February 27, 2014
Here you can read about the experiences of people who are either in Nicaragua at the moment or have been in Nicaragua and know the people, the place, the church in our sister parish community.
Mary Pat Potts is in Jinotega right now! She will be there until March 7, leading several parishioners in a pilgrimage. They will be e-mailing their progress, impressions, and such throughout their visit. Check back frequently to see what’s going on!
Our Thursday was jam-packed. We went out into the countryside with Padre Eliar and our friend and head of the Pastoral Ministers, Vilma.
We went to have a Mass with the campesinos of the Chapel at San Sylvestre de Patastillal. Money from St. Ed’s helped them finish this chapel, so families with children and elderly would not have to walk so many hours through the mountains to get to Mass. As one of our group put it, their dedication to make such a difficult journey just to go to Mass (something we take for granted and may sometimes even complain about) made her want to cry. It can be very emotional. These very poor people are so appreciative for their chapel and the help that made it possible!
They even announced on the radio that the people from St. Edwards were coming (and the date and time) so people would know when and where to come to show their appreciation! While we sat up in front of the church facing them, they shared with us their prayers and their music with of all kinds of “mariachi” style guitars, trumpets, and accordions. They brought up used plastic pop bottles filled with water and statues and pictures for Padre Eliar to bless, then they sang some more songs. Finally, they put on a fine lunch only for us and their leaders.
All of this is important, though somewhat uncomfortable, in order for them to feel they are doing their part for us in this sister parish relationship and not only receiving — it honors their dignity. We all noticed how kind, polite, and welcoming they all were, even when they have so little. What they all give to their offertory is so much greater of a percentage of what they have, most likely, but still they give to the church. It is a very humbling experience. We try to be very present for them, noticing them, acknowledging them, making them feel respected and cared about. That’s part of what our pilgrimage is about.

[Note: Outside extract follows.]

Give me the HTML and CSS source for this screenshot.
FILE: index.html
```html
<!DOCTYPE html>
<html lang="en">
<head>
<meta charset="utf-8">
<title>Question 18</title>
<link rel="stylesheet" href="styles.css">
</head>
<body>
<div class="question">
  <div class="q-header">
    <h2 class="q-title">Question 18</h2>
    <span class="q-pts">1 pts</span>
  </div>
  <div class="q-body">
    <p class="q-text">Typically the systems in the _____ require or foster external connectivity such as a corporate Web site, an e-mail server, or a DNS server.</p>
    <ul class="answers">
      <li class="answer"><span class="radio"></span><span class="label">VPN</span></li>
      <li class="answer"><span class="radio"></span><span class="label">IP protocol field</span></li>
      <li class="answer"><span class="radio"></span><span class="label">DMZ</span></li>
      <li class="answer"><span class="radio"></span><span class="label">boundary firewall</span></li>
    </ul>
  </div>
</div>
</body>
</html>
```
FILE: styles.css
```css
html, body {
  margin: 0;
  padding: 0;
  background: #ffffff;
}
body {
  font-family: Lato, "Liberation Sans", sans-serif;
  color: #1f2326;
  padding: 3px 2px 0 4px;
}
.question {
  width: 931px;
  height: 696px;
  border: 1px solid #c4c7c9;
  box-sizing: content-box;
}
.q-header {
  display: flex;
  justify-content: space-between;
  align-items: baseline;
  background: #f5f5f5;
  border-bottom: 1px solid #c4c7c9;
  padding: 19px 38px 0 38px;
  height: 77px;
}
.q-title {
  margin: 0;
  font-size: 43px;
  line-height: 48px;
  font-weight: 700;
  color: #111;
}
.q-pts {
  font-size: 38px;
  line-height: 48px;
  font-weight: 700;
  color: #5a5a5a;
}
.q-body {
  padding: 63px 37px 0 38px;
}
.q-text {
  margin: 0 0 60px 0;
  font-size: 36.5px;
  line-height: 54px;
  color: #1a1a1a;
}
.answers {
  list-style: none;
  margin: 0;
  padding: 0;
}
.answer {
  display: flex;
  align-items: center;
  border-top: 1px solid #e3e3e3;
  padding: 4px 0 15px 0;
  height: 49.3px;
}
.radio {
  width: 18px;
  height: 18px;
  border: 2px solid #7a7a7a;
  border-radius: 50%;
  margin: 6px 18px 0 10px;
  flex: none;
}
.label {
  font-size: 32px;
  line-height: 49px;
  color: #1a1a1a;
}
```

We visited another chapel too. On the way back we visited Tepayac, the church of their beloved Padre Ordorico. He was a priest who was from Italy who came to serve a community right outside Jinotega (San Rafael) and did so many good works for the poor people there. He is very important for the people all over this region for how he cared for the poor. Our own Padre Eliar is part of a committee working toward canonizing him as a saint. It is very important work to him. We saw Padre Ordorico’s tomb. They say that when they moved his body to this tomb after being in a different tomb for over 16 years that his body had not decayed — a miracle. So people pray to Padre Ordorico to intercede for them for their needs. When their prayers are answered, they bring back a tiny pin — symbol of their answered prayer — and leave it at his tomb in thanksgiving. There were many such pins. Some of us prayed at his tomb as well and may have to return one day with our pins of thanksgiving!
When we returned, tired as we were, we went to the one year anniversary of the death of our hotel owner’s mother, where we prayed the rosary with them and participated in the celebration. A long day — but another wonderful step on our pilgrimage journey.